The idea that growth is the ultimate business goal has become axiomatic even though it has no quantitative or empirical data behind it. Hess writes, "In academic terms, the Growth Mental Model is severely flawed; in practitioner terms, it is unrealistic." Indeed, research shows that achieving continuous, uninterrupted business growth over long periods is tremendously difficult and that many highly successful companies do not conform to that pattern.
The Growth Mental Model also ignores the risks of scaling a business. Growth is a highly complex process that can stress a company's financial and quality control systems, threaten its culture, weaken its customer value proposition, distract senior management and transform its competitive environment in ways the company may not be prepared to deal with. The result of poorly managed growth can be destruction—of companies, families, and communities.

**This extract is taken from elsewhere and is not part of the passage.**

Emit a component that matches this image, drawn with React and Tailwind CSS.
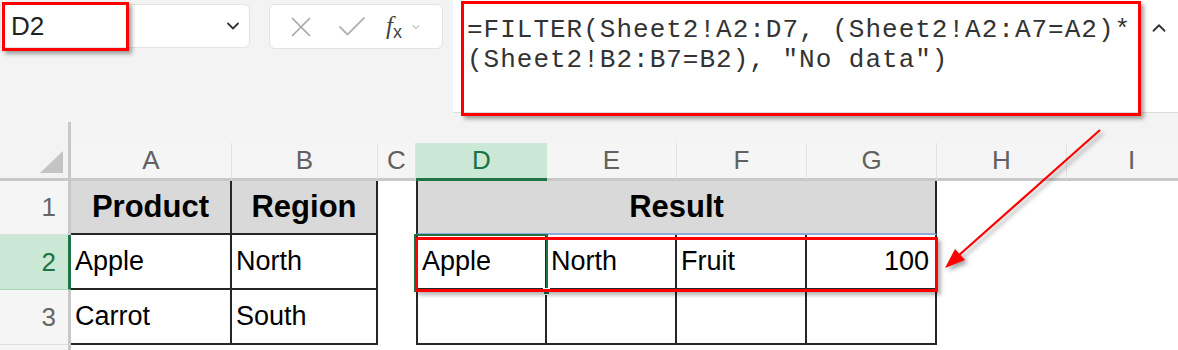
import { ChevronDown, ChevronUp, X, Check } from "lucide-react";

const cols = ["A", "B", "C", "D", "E", "F", "G", "H", "I"];

function RowHead({ n, active }) {
  return (
    <div
      className={
        "flex items-center justify-end pr-[12px] text-[26px] border-b " +
        (active
          ? "bg-[#cae8d5] text-[#1e7145] border-r-[3px] border-r-[#217346] border-b-[#a9d5b8]"
          : "bg-[#f5f5f5] text-[#666] border-r-[3px] border-r-[#c8c8c8] border-b-[#dedede]")
      }
    >
      {n}
    </div>
  );
}

function Cell({ children, head, className = "" }) {
  return (
    <div
      className={
        "flex items-center text-black " +
        (head ? "justify-center bg-[#d9d9d9] font-bold text-[31px] " : "bg-white text-[27px] ") +
        className
      }
    >
      {children}
    </div>
  );
}

export default function App() {
  return (
    <div className="relative w-[1178px] h-[350px] overflow-hidden bg-[#f3f3f3] font-['Liberation_Sans',Arial,sans-serif]">
      {/* formula bar */}
      <div className="flex h-[113px]">
        <div className="flex w-[453px] gap-[19px] pt-[4px]">
          <div className="flex items-center justify-between w-[250px] h-[44px] bg-white rounded-r-[6px] border border-[#e2e2e2] pl-[10px] pr-[6px]">
            <span className="text-[26px] text-[#222]">D2</span>
            <ChevronDown className="w-[20px] h-[20px] text-[#333]" strokeWidth={2.2} />
          </div>
          <div className="flex items-center w-[174px] h-[45px] bg-white rounded-[6px] border border-[#e2e2e2] pl-[14px]">
            <X className="w-[34px] h-[34px] text-[#a8a8a8]" strokeWidth={1.2} />
            <Check className="w-[36px] h-[36px] ml-[16px] text-[#b4b4b4]" strokeWidth={1.2} />
            <span className="ml-[16px] font-['Liberation_Serif',serif] italic text-[25px] text-[#444] leading-none">
              f<span className="text-[18px] not-italic font-['Liberation_Sans',sans-serif] align-[-4px]">x</span>
            </span>
            <ChevronDown className="w-[12px] h-[12px] ml-[8px] text-[#999]" strokeWidth={2} />
          </div>
        </div>
        <div className="flex flex-1 justify-between bg-white border-b border-[#dcdcdc] pl-[14px] pt-[15px] pr-[8px]">
          <div className="font-['Liberation_Mono',monospace] text-[26px] leading-[30px] tracking-[1px] text-[#333]">
            <div>=FILTER(Sheet2!A2:D7, (Sheet2!A2:A7=A2)*</div>
            <div>(Sheet2!B2:B7=B2), "No data")</div>
          </div>
          <ChevronUp className="w-[22px] h-[22px] text-[#333] mt-[2px]" strokeWidth={2} />
        </div>
      </div>

      {/* gap above column headers */}
      <div className="h-[30px] flex">
        <div className="w-[71px] mt-[9px] border-r-[3px] border-[#c8c8c8]" />
      </div>

      {/* sheet grid */}
      <div className="grid w-[1197px] grid-cols-[71px_161px_146px_38px_131px_130px_130px_130px_130px_130px] grid-rows-[38px_54px_55px_55px_20px]">
        <div className="flex items-end justify-end border-r-[3px] border-b-[3px] border-[#c8c8c8] pr-[5px] pb-[5px]">
          <svg width="23" height="22" viewBox="0 0 23 22">
            <path d="M23 0 L23 22 L0 22 Z" fill="#c4c4c4" />
          </svg>
        </div>
        {cols.map((c) => (
          <div
            key={c}
            className={
              "flex items-center justify-center text-[26px] border-b-[3px] " +
              (c === "D"
                ? "bg-[#cae8d5] text-[#1e7145] border-b-[#217346]"
                : "bg-[#f5f5f5] text-[#616161] border-r border-r-[#e2e2e2] border-b-[#c8c8c8]")
            }
          >
            {c}
          </div>
        ))}

        {/* row 1 */}
        <RowHead n="1" />
        <Cell head className="border-r-2 border-b-2 border-[#262626]">Product</Cell>
        <Cell head className="border-r-2 border-b-2 border-[#262626]">Region</Cell>
        <Cell />
        <Cell head className="col-span-4 border-x-2 border-[#262626] border-b-2 border-b-[#8eaadb]">Result</Cell>
        <Cell />
        <Cell />

        {/* row 2 */}
        <RowHead n="2" active />
        <Cell className="pl-[4px] border-r-2 border-b-2 border-[#262626]">Apple</Cell>
        <Cell className="pl-[4px] border-r-2 border-b-2 border-[#262626]">North</Cell>
        <Cell />
        <Cell className="pl-[4px] border-x-2 border-b-2 border-[#262626]">Apple</Cell>
        <Cell className="pl-[4px] border-r-2 border-b-2 border-[#262626]">North</Cell>
        <Cell className="pl-[4px] border-r-2 border-b-2 border-[#262626]">Fruit</Cell>
        <Cell className="justify-end pr-[6px] border-r-2 border-b-2 border-[#262626]">100</Cell>
        <Cell />
        <Cell />

        {/* row 3 */}
        <RowHead n="3" />
        <Cell className="pl-[4px] border-r-2 border-b-2 border-[#262626]">Carrot</Cell>
        <Cell className="pl-[4px] border-r-2 border-b-2 border-[#262626]">South</Cell>
        <Cell />
        <Cell className="border-x-2 border-b-2 border-[#262626]" />
        <Cell className="border-r-2 border-b-2 border-[#262626]" />
        <Cell className="border-r-2 border-b-2 border-[#262626]" />
        <Cell className="border-r-2 border-b-2 border-[#262626]" />
        <Cell />
        <Cell />

        <div className="bg-[#f5f5f5] border-r-[3px] border-[#c8c8c8]" />
        <div className="col-span-9 bg-white" />
      </div>

      {/* selection on D2 */}
      <div className="absolute left-[414px] top-[234px] w-[134px] h-[58px] border-2 border-[#217346]" />
      <div className="absolute left-[543px] top-[288px] w-[7px] h-[7px] bg-[#217346] border border-white" />

      {/* red annotation boxes */}
      <div className="absolute left-[2px] top-[2px] w-[127px] h-[49px] border-[3px] border-[#ff0000] shadow-[3px_3px_4px_rgba(0,0,0,0.35)]" />
      <div className="absolute left-[461px] top-[1px] w-[680px] h-[115px] border-[3px] border-[#ff0000] shadow-[3px_3px_4px_rgba(0,0,0,0.35)]" />
      <div className="absolute left-[415px] top-[237px] w-[523px] h-[55px] border-[3px] border-[#ff0000] shadow-[3px_3px_4px_rgba(0,0,0,0.3)]" />

      {/* arrow */}
      <svg className="absolute left-0 top-0 pointer-events-none" width="1178" height="350" style={{ filter: "drop-shadow(3px 3px 2px rgba(0,0,0,0.35))" }}>
        <line x1="1100" y1="130" x2="958" y2="256" stroke="#ff0000" strokeWidth="2.2" />
        <path d="M945 268 L965 260 L955 249 Z" fill="#ff0000" />
      </svg>
    </div>
  );
}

Hess did not embark on his research in order to undo the corporate fixation on growth—a mindset that, ironically, served him well in his former work as a professional in investment banking, private equity and strategy consulting. "I made my living helping finance and create growth companies," he writes. He is now a realist when it comes to growth. Pursuing growth may be the right move as part of a company's broader strategy of continuously improving the way it meets customers' needs. But it may be the wrong decision if the risks outweigh the benefits—and if the company is not prepared to manage those risks.
Smart Growth includes tools that help business leaders decide whether, when, and how to grow and case studies of companies, such as Costco and UPS, that have rejected the Growth Mental Model in favor of a more critical approach, which assumes that being better is more important than being bigger.